Where did Luxembourg say Lenin was trying to recreate the tsarist empire? She was critical of the Bolsheviks authoritarianism but If anything she was also critical of the Bolsheviks limited allowance for nationalism and would've suppressed nationalism further, she was a strict internationalist.
If they did dismantle the state apparatus before the Nazis came what do you think would happen? The Soviet Union was barely able to turn the tide of the war with a united front and 20 years of intense, brutal industrialization. If they had dismantled the state and Russia was just a bunch of rural locally run villages in a loose confederation in 1939 the Nazis would've steamrolled over them and genocided the population.
Lenin is not the first leader to whitewash imperialism.
That's pretty similar to the social democratic system that they had in Sweden before the 90s. Many critical services were government agencies, such as the railroad, the phone network, and the pharmacies. Health care and rental housing were handled by the municipality or the county.

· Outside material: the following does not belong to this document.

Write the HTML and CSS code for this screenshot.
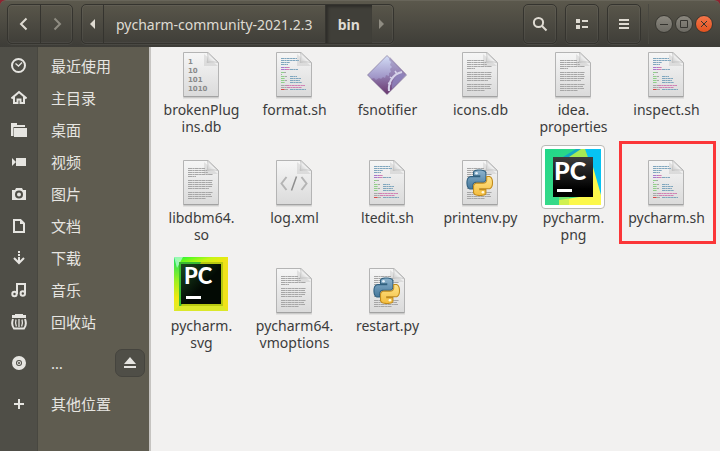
FILE: index.html
```
<!DOCTYPE html>
<html lang="zh-CN">
<head>
    <meta charset="UTF-8">
    <meta name="viewport" content="width=device-width, initial-scale=1.0">
    <title>bin</title>
    <link rel="stylesheet" href="styles.css">
</head>
<body>

<!-- Shared icon shapes -->
<svg class="defs" width="0" height="0" aria-hidden="true">
    <defs>
        <linearGradient id="paper" x1="0" y1="0" x2="0" y2="1">
            <stop offset="0" stop-color="#f6f6f6"/>
            <stop offset="1" stop-color="#dadada"/>
        </linearGradient>
        <linearGradient id="fold" x1="1" y1="0" x2="0" y2="1">
            <stop offset="0.4" stop-color="#ffffff"/>
            <stop offset="1" stop-color="#c4c4c4"/>
        </linearGradient>
        <linearGradient id="py-blue" x1="0" y1="0" x2="0" y2="1">
            <stop offset="0" stop-color="#8db3cd"/>
            <stop offset="1" stop-color="#45789c"/>
        </linearGradient>
        <linearGradient id="py-gold" x1="0" y1="1" x2="0" y2="0">
            <stop offset="0" stop-color="#ffe58c"/>
            <stop offset="1" stop-color="#f5bd3d"/>
        </linearGradient>
        <linearGradient id="gem" x1="0" y1="0" x2="0" y2="1">
            <stop offset="0" stop-color="#d3ddf6"/>
            <stop offset="0.55" stop-color="#a197c8"/>
            <stop offset="1" stop-color="#6d3b70"/>
        </linearGradient>
        <linearGradient id="gem-dark" x1="0" y1="0" x2="0" y2="1">
            <stop offset="0" stop-color="#8c7db0"/>
            <stop offset="1" stop-color="#65316a"/>
        </linearGradient>
        <linearGradient id="ink" x1="0" y1="0" x2="0" y2="1">
            <stop offset="0" stop-color="#3c3c3c"/>
            <stop offset="0.8" stop-color="#000000"/>
        </linearGradient>
        <linearGradient id="ink-green" x1="0" y1="0" x2="1" y2="1">
            <stop offset="0" stop-color="#1c4a20"/>
            <stop offset="0.55" stop-color="#030a04"/>
        </linearGradient>
        <linearGradient id="teal" x1="0" y1="0" x2="1" y2="1">
            <stop offset="0" stop-color="#21d789"/>
            <stop offset="1" stop-color="#48dc88"/>
        </linearGradient>
        <linearGradient id="bevel" x1="0" y1="0" x2="1" y2="0.4">
            <stop offset="0" stop-color="#12e85a"/>
            <stop offset="0.3" stop-color="#5cfa20"/>
            <stop offset="0.65" stop-color="#c8f514"/>
            <stop offset="1" stop-color="#f5e310"/>
        </linearGradient>
        <linearGradient id="bevel-left" x1="0" y1="0" x2="0" y2="1">
            <stop offset="0" stop-color="#0fe060"/>
            <stop offset="0.45" stop-color="#a0f020"/>
            <stop offset="0.75" stop-color="#f0e810"/>
            <stop offset="1" stop-color="#e2ec30"/>
        </linearGradient>

        <symbol id="sheet" viewBox="0 0 48 48">
            <path d="M6 47h36" stroke="#000" stroke-opacity="0.12" stroke-width="1"/>
            <path d="M6.500 1.500h24.500l10.500 10v34.500h-35z" fill="url(#paper)" stroke="#b4b4b4"/>
            <path d="M7 45.500h34" stroke="#a2a2a2"/>
            <path d="M27 3v12h14" fill="#000" opacity="0.08"/>
            <path d="M30.500 2c.8 3 .4 6-.5 9.500 4-.9 8-.8 11 .2z" fill="url(#fold)" stroke="#bdbdbd" stroke-width="0.700"/>
        </symbol>

        <symbol id="file-text" viewBox="0 0 48 48">
            <use href="#sheet"/>
            <path d="M11 9.500h17M11 11.500h19M11 13.500h20M11 15.500h25M11 17.500h8M11 21.500h25M11 23.500h24M11 25.500h25M11 27.500h24M11 29.500h21M11 33.500h25M11 35.500h23M11 37.500h24M11 39.500h18" stroke="#a6a6a6" stroke-dasharray="4 .4 2 .3" fill="none"/>
        </symbol>

        <symbol id="file-script" viewBox="0 0 48 48">
            <use href="#sheet"/>
            <g fill="none" stroke-dasharray="3 .4 2 .3">
                <path d="M11 7.500h16M11 9.500h18M11 11.500h9M11 13.500h7M20 18.500h8M20 25.500h7M20 27.500h11M20 29.500h10M20 31.500h12M20 38.500h16" stroke="#7fa6be"/>
                <path d="M11 16.500h5M11 18.500h5" stroke="#a878cc"/>
                <path d="M16 16.500h4M16 18.500h4M16 34.500h19M17 36.500h15" stroke="#d07fb4"/>
                <path d="M11 21.500h3M11 25.500h4M11 27.500h4M11 29.500h4M11 31.500h4" stroke="#8fd088"/>
                <path d="M14 21.500h2M11 23.500h1M15 25.500h2M15 29.500h2M11 34.500h5M11 36.500h6M15 38.500h3" stroke="#a8a8a8"/>
                <path d="M11 38.500h4" stroke="#d84a4a"/>
            </g>
        </symbol>

        <symbol id="file-binary" viewBox="0 0 48 48">
            <use href="#sheet"/>
            <g class="bits">
                <text x="11" y="13">1</text>
                <text x="11" y="22">10</text>
                <text x="11" y="31">101</text>
                <text x="11" y="40">1010</text>
            </g>
        </symbol>

        <symbol id="file-xml" viewBox="0 0 48 48">
            <use href="#sheet"/>
            <path d="M16.500 18l-5 6.500 5 6.500M31.500 18l5 6.500-5 6.500" fill="none" stroke="#b4b4b4" stroke-width="2"/>
            <path d="M26.500 17.500l-5 14" stroke="#8e8e8e" stroke-width="1.500"/>
        </symbol>

        <path id="snake" d="M14.25.18l.9.2.73.26.59.3.45.32.34.34.25.34.16.33.1.3.04.26.02.2-.01.13V8.500l-.05.63-.13.55-.21.46-.26.38-.3.31-.33.25-.35.19-.35.14-.33.1-.3.07-.26.04-.21.02H8.770l-.69.05-.59.14-.5.22-.41.27-.33.32-.27.35-.2.36-.15.37-.1.35-.07.32-.04.27-.02.21v3.060H3.170l-.21-.03-.28-.07-.32-.12-.35-.18-.36-.26-.36-.36-.35-.46-.32-.59-.28-.73-.21-.88-.14-1.050-.05-1.230.06-1.220.16-1.040.24-.87.32-.71.36-.57.4-.44.42-.33.42-.24.4-.16.36-.1.32-.05.24-.01h.16l.06.01h8.160v-.83H6.180l-.01-2.750-.02-.37.05-.34.11-.31.17-.28.25-.26.31-.23.38-.2.44-.18.51-.15.58-.12.64-.1.71-.06.77-.04.84-.02 1.270.05z"/>

        <symbol id="file-python" viewBox="0 0 48 48">
            <use href="#file-text"/>
            <g transform="translate(11 11) scale(1.060)">
                <use href="#snake" fill="url(#py-blue)" stroke="#30607f"/>
                <use href="#snake" fill="url(#py-gold)" stroke="#c08a1c" transform="rotate(180 12 12)"/>
                <circle cx="9" cy="3" r="1.200" fill="#e4f0f8"/>
                <circle cx="15" cy="21" r="1.200" fill="#fffbe4"/>
            </g>
        </symbol>

        <symbol id="file-exec" viewBox="0 0 48 48">
            <path d="M24 4.500L43.500 24 24 43.500 4.500 24z" fill="url(#gem)" stroke="#77698e" stroke-opacity="0.600" stroke-linejoin="round"/>
            <path d="M8 28l3-1 2 2 3-2 2 1 2-2 2 1 1-3 3 1v-3l2-1-1-3 2-2-2-2 1-3-2-2 1-3 16 17L24 43z" fill="url(#gem-dark)" opacity="0.450"/>
            <path d="M29 38c-1-7 3-13 9-16l4 2-14 15z" fill="#8d83bd" opacity="0.800"/>
            <path d="M26 40c-1-9 4-17 13-19" fill="none" stroke="#d6d2ea" stroke-width="2"/>
            <path d="M25 32l3 1M27 26l3 2M32 20l2 3" fill="none" stroke="#d6d2ea" stroke-width="1.500"/>
        </symbol>

        <symbol id="pycharm-png" viewBox="0 0 56 56">
            <path d="M0 0h56v56H0z" fill="url(#teal)"/>
            <path d="M31 0h7L26 8h-8z" fill="#14a8c4"/>
            <path d="M38 0h18v48L40 14z" fill="#07c3f2"/>
            <path d="M24 8L36 0h4l5 14-5 10z" fill="#a6ea55"/>
            <path d="M48 18l8 28v10H14v-5l34-5z" fill="#fcf84a"/>
            <path d="M14 47h10v9H14z" fill="#a6ea55" opacity="0.500"/>
            <path d="M8 8h40v40H8z" fill="url(#ink)"/>
            <path d="M12 40h15v3H12z" fill="#fff"/>
            <text class="logo-text" x="9" y="31">PC</text>
        </symbol>

        <symbol id="pycharm-svg" viewBox="0 0 54 54">
            <path d="M0 0h54v54H0z" fill="#e8ec18"/>
            <path d="M0 0h54L47 7H7z" fill="url(#bevel)"/>
            <path d="M0 0l7 7v40l-7 7z" fill="url(#bevel-left)"/>
            <path d="M54 0v54l-7-7V7z" fill="#f0e21a"/>
            <path d="M0 54l7-6h40l7 6z" fill="#dbe82a"/>
            <path d="M0 0h9L3 11z" fill="#c6ffe0" opacity="0.700"/>
            <path d="M5 5h44v44H5z" fill="#b7c910"/>
            <path d="M5 5h22L7 49H5z" fill="#18b838" opacity="0.800"/>
            <path d="M7 7h40v40H7z" fill="url(#ink-green)"/>
            <path d="M12 39h15v3H12z" fill="#fff"/>
            <text class="logo-text small" x="10" y="27">PC</text>
        </symbol>
    </defs>
</svg>

<div class="window">
    <!-- Header bar -->
    <header class="headerbar">
        <div class="group nav">
            <button type="button" aria-label="后退"><svg width="16" height="16" viewBox="0 0 16 16"><path d="M10.500 2.500L5 8l5.500 5.500" class="line"/></svg></button>
            <button type="button" aria-label="前进" disabled><svg width="16" height="16" viewBox="0 0 16 16"><path d="M5.500 2.500L11 8l-5.500 5.500" class="line"/></svg></button>
        </div>
        <nav class="group path">
            <button type="button" class="arrow" aria-label="上一级"><svg width="8" height="10" viewBox="0 0 8 10"><path d="M6 0v10L1 5z"/></svg></button>
            <button type="button" class="crumb">pycharm-community-2021.2.3</button>
            <button type="button" class="crumb current">bin</button>
            <button type="button" class="arrow" aria-label="下一级" disabled><svg width="8" height="10" viewBox="0 0 8 10"><path d="M1 0v10l5-5z"/></svg></button>
        </nav>
        <div class="tools">
            <button type="button" aria-label="搜索"><svg width="16" height="16" viewBox="0 0 16 16"><circle cx="6.500" cy="6.500" r="4.600" class="line"/><path d="M10 10l4.500 4.500" class="line"/></svg></button>
            <button type="button" aria-label="列表视图"><svg width="16" height="16" viewBox="0 0 16 16"><path d="M2 3h4v4H2zM2 9h4v4H2zM8 4h6v2H8zM8 10h6v2H8z"/></svg></button>
            <button type="button" aria-label="菜单"><svg width="16" height="16" viewBox="0 0 16 16"><path d="M3 3h10v2H3zM3 7h10v2H3zM3 11h10v2H3z"/></svg></button>
        </div>
        <div class="controls">
            <button type="button" aria-label="最小化"><svg width="10" height="10" viewBox="0 0 10 10"><path d="M1 5.500h8"/></svg></button>
            <button type="button" aria-label="最大化"><svg width="10" height="10" viewBox="0 0 10 10"><path d="M1.500 1.500h7v7h-7z"/></svg></button>
            <button type="button" class="close" aria-label="关闭"><svg width="10" height="10" viewBox="0 0 10 10"><path d="M2 2l6 6M8 2L2 8"/></svg></button>
        </div>
    </header>

    <div class="body">
        <!-- Places -->
        <aside class="sidebar">
            <a href="#" class="place"><svg viewBox="0 0 16 16"><circle cx="7.500" cy="7.500" r="6.500" class="line"/><path d="M4.500 5.500l3 2.500 3.500-3.500" class="thin"/></svg><span>最近使用</span></a>
            <a href="#" class="place"><svg viewBox="0 0 16 16"><path d="M.5 8.500L8 2l7.500 6.500" class="line"/><path d="M3 7v6h3.500V9.500h3V13H13V7" class="line"/></svg><span>主目录</span></a>
            <a href="#" class="place"><svg viewBox="0 0 16 16"><path d="M0 1h6v2h8v2H2.500v9H0zM3 6h13v9H3z"/></svg><span>桌面</span></a>
            <a href="#" class="place"><svg viewBox="0 0 16 16"><path d="M5 4h10v8H5zM1 4l4 4-4 4z"/></svg><span>视频</span></a>
            <a href="#" class="place"><svg viewBox="0 0 16 16"><path d="M5 2h6l1 2h3v10H1V4h3zM8 4.500a4 4 0 1 0 0 8 4 4 0 0 0 0-8zM8 6.500a2 2 0 1 1 0 4 2 2 0 0 1 0-4z" fill-rule="evenodd"/></svg><span>图片</span></a>
            <a href="#" class="place"><svg viewBox="0 0 16 16"><path d="M3 2h6.500L13 5.500V14H3z" class="line"/><path d="M9 1.500V6h4z"/></svg><span>文档</span></a>
            <a href="#" class="place"><svg viewBox="0 0 16 16"><path d="M7 1h2v2H7zM7 4h2v2H7zM7 7h2v5H7z"/><path d="M3 8l5 5 5-5" class="line"/></svg><span>下载</span></a>
            <a href="#" class="place"><svg viewBox="0 0 16 16"><path d="M6 12V2h8v9" class="line"/><circle cx="3.500" cy="12" r="2.200" class="line"/><circle cx="11.800" cy="11.500" r="2.200" class="line"/></svg><span>音乐</span></a>
            <a href="#" class="place"><svg viewBox="0 0 16 16"><path d="M4 0h8v1h3v3H1V1h3z"/><path d="M2 5c-1.500 4-1 7 1 9.500h10c2-2.500 2.500-5.500 1-9.500" class="line"/><path d="M5 5.500c-.8 3-.6 5 .4 7M11 5.500c.8 3 .6 5-.4 7M8 5v8" class="thin"/></svg><span>回收站</span></a>
            <a href="#" class="place detached"><svg viewBox="0 0 16 16"><path d="M8 1a7 7 0 1 0 0 14A7 7 0 0 0 8 1zM8 5a3 3 0 1 1 0 6 3 3 0 0 1 0-6z" fill-rule="evenodd"/><circle cx="8" cy="8" r="2"/><circle cx="8" cy="8" r="1" fill="#4f4e47"/></svg><span>…</span></a>
            <button type="button" class="eject" aria-label="弹出"><svg width="12" height="12" viewBox="0 0 12 12"><path d="M6 0l6 7H0zM0 9h12v2H0z"/></svg></button>
            <a href="#" class="place detached other"><svg viewBox="0 0 16 16"><path d="M7 3h2v4h4v2H9v4H7V9H3V7h4z"/></svg><span>其他位置</span></a>
        </aside>

        <!-- Files -->
        <main class="content">
            <div class="files">
                <a href="#" class="file"><span class="icon"><svg width="48" height="48"><use href="#file-binary"/></svg></span><span class="name">brokenPlug<br>ins.db</span></a>
                <a href="#" class="file"><span class="icon"><svg width="48" height="48"><use href="#file-script"/></svg></span><span class="name">format.sh</span></a>
                <a href="#" class="file"><span class="icon"><svg width="48" height="48"><use href="#file-exec"/></svg></span><span class="name">fsnotifier</span></a>
                <a href="#" class="file"><span class="icon"><svg width="48" height="48"><use href="#file-text"/></svg></span><span class="name">icons.db</span></a>
                <a href="#" class="file"><span class="icon"><svg width="48" height="48"><use href="#file-text"/></svg></span><span class="name">idea.<br>properties</span></a>
                <a href="#" class="file"><span class="icon"><svg width="48" height="48"><use href="#file-script"/></svg></span><span class="name">inspect.sh</span></a>

                <a href="#" class="file"><span class="icon"><svg width="48" height="48"><use href="#file-text"/></svg></span><span class="name">libdbm64.<br>so</span></a>
                <a href="#" class="file"><span class="icon"><svg width="48" height="48"><use href="#file-xml"/></svg></span><span class="name">log.xml</span></a>
                <a href="#" class="file"><span class="icon"><svg width="48" height="48"><use href="#file-script"/></svg></span><span class="name">ltedit.sh</span></a>
                <a href="#" class="file"><span class="icon"><svg width="48" height="48"><use href="#file-python"/></svg></span><span class="name">printenv.py</span></a>
                <a href="#" class="file"><span class="icon framed"><svg width="56" height="56"><use href="#pycharm-png"/></svg></span><span class="name">pycharm.<br>png</span></a>
                <a href="#" class="file marked"><span class="icon"><svg width="48" height="48"><use href="#file-script"/></svg></span><span class="name">pycharm.sh</span></a>

                <a href="#" class="file"><span class="icon thumb"><svg width="54" height="54"><use href="#pycharm-svg"/></svg></span><span class="name">pycharm.<br>svg</span></a>
                <a href="#" class="file"><span class="icon"><svg width="48" height="48"><use href="#file-text"/></svg></span><span class="name">pycharm64.<br>vmoptions</span></a>
                <a href="#" class="file"><span class="icon"><svg width="48" height="48"><use href="#file-python"/></svg></span><span class="name">restart.py</span></a>
            </div>
        </main>
    </div>
</div>

</body>
</html>
```

FILE: styles.css
```
*, *::before, *::after {
    margin: 0;
    padding: 0;
    box-sizing: border-box;
}

:root {
    --bar-text: #dfdbd2;
    --bar-border: #35342f;
    --side-dark: #4f4e47;
    --side: #5f5c50;
    --content: #f2f1f0;
    --mark: #fb3638;
}

body {
    font-family: "Noto Sans", "Noto Sans CJK SC", sans-serif;
    font-size: 14px;
    background: #8e2430;
}

button {
    font: inherit;
    color: inherit;
    background: none;
    border: none;
}

a {
    color: inherit;
    text-decoration: none;
}

svg {
    display: block;
    fill: currentColor;
}

.defs {
    position: absolute;
}

.line,
.thin {
    fill: none;
    stroke: currentColor;
    stroke-width: 2;
}

.thin {
    stroke-width: 1.3;
}

.window {
    display: flex;
    flex-direction: column;
    min-height: 100vh;
}

/* Header bar */
.headerbar {
    display: flex;
    align-items: center;
    height: 47px;
    padding: 0 7px;
    color: var(--bar-text);
    background: linear-gradient(#5b584c, #3d3c37);
    border-top: 1px solid #68655a;
    border-radius: 6px 6px 0 0;
}

.group {
    display: flex;
    height: 40px;
    border: 1px solid var(--bar-border);
    border-radius: 5px;
    box-shadow: inset 0 0 0 1px rgba(255, 255, 255, 0.05), 0 1px 0 rgba(255, 255, 255, 0.06);
}

.group button,
.tools button {
    display: flex;
    align-items: center;
    justify-content: center;
}

.group button + button {
    border-left: 1px solid var(--bar-border);
}

.group button:disabled {
    color: #8f8c82;
}

.nav button {
    width: 32px;
}

.path {
    margin-left: 8px;
}

.path .arrow {
    width: 21px;
}

.path .crumb {
    padding: 0 12px;
}

.path .current {
    font-weight: bold;
    background: #403f39;
    box-shadow: inset 2px 2px 3px rgba(0, 0, 0, 0.3);
}

.path .current + .arrow {
    border-left: none;
}

.tools {
    display: flex;
    gap: 8px;
    margin-left: auto;
    padding-right: 7px;
    border-right: 1px solid #4a4942;
}

.tools button {
    width: 34px;
    height: 40px;
    border: 1px solid var(--bar-border);
    border-radius: 5px;
    box-shadow: inset 0 0 0 1px rgba(255, 255, 255, 0.05), 0 1px 0 rgba(255, 255, 255, 0.06);
}

.controls {
    display: flex;
    gap: 2px;
    margin-left: 6px;
}

.controls button {
    display: flex;
    align-items: center;
    justify-content: center;
    width: 18px;
    height: 18px;
    color: #35342f;
    background: linear-gradient(#8b887f, #6c6a63);
    border: 1px solid #383731;
    border-radius: 50%;
}

.controls svg {
    fill: none;
    stroke: currentColor;
}

.controls .close {
    background: linear-gradient(#f4764a, #e2521f);
}

/* Sidebar */
.body {
    display: flex;
    flex: 1;
}

.sidebar {
    display: grid;
    grid-template-columns: 38px 1fr auto;
    grid-auto-rows: 32px;
    width: 151px;
    padding: 3px 4px 0 0;
    font-size: 15px;
    color: #e6e5e1;
    background: linear-gradient(to right, var(--side-dark) 37px, #484740 37px, #484740 38px, var(--side) 38px);
    border-right: 2px solid #c6c4c1;
}

.place {
    display: flex;
    align-items: center;
    grid-column: 1 / -1;
}

.place svg {
    width: 16px;
    height: 16px;
    margin: 0 16px 0 11px;
}

.place span {
    margin-left: 8px;
    line-height: 24px;
}

.detached {
    grid-column: 1 / 3;
    margin-top: 9px;
    height: 32px;
}

.eject {
    display: flex;
    align-items: center;
    justify-content: center;
    grid-column: 3;
    width: 30px;
    height: 28px;
    margin-top: 11px;
    background: var(--side-dark);
    border: 1px solid #45443e;
    border-radius: 7px;
}

.other {
    grid-column: 1 / -1;
    margin-top: 18px;
}

/* File grid */
.content {
    flex: 1;
    min-width: 0;
    overflow: hidden;
    padding-left: 4px;
    background: var(--content);
}

.files {
    display: grid;
    grid-template-columns: repeat(auto-fill, 93px);
    grid-auto-rows: 98px;
    row-gap: 10px;
    margin-top: -10px;
}

.file {
    position: relative;
    display: flex;
    flex-direction: column;
    align-items: center;
    color: #3c3c3c;
}

.icon {
    display: flex;
    align-items: flex-end;
    height: 64px;
    margin-right: 1px;
    padding-bottom: 2px;
}

.framed {
    padding: 3px;
    background: #fff;
    border: 1px solid #b9b9b5;
    border-radius: 4px;
}

.thumb {
    padding-bottom: 6px;
}

.name {
    line-height: 17px;
    text-align: center;
}

.marked::after {
    content: "";
    position: absolute;
    inset: -4px -3px -1px -1px;
    border: 3px solid var(--mark);
}

/* Text inside icons */
.bits {
    font: bold 7px "DejaVu Sans", sans-serif;
    fill: #8a8a8a;
}

.logo-text {
    font: 900 25px Lato, sans-serif;
    fill: #fff;
}

.logo-text.small {
    font-size: 22px;
}
```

And they got the idea from URSS
I'm sure that it could be argued that Sweden had Soviet influence, there was definitely a soviet-backed communist party in Sweden from 1917 until 1977.
But at the same time, Swedish Social Democracy is a completely separate ideology from Soviet Communism, and the parties that implemented these "folkhemmet" policies were 100% hostile to the Soviet Union and any Soviet influence. Sweden has never had any system of communism, nor any USSR-friendly prime ministers or ministers.
Specifically, Per Albin Hansson's "the people's home" ideology that he advocated for as prime minister was a reformist, anti-marxist form of social liberalism.
I would say you are somewhere between arnachism and socialism with that view but I am no expert ether!
Those two have big overlaps. "Libertarian socialism" used to be another term for anarchism.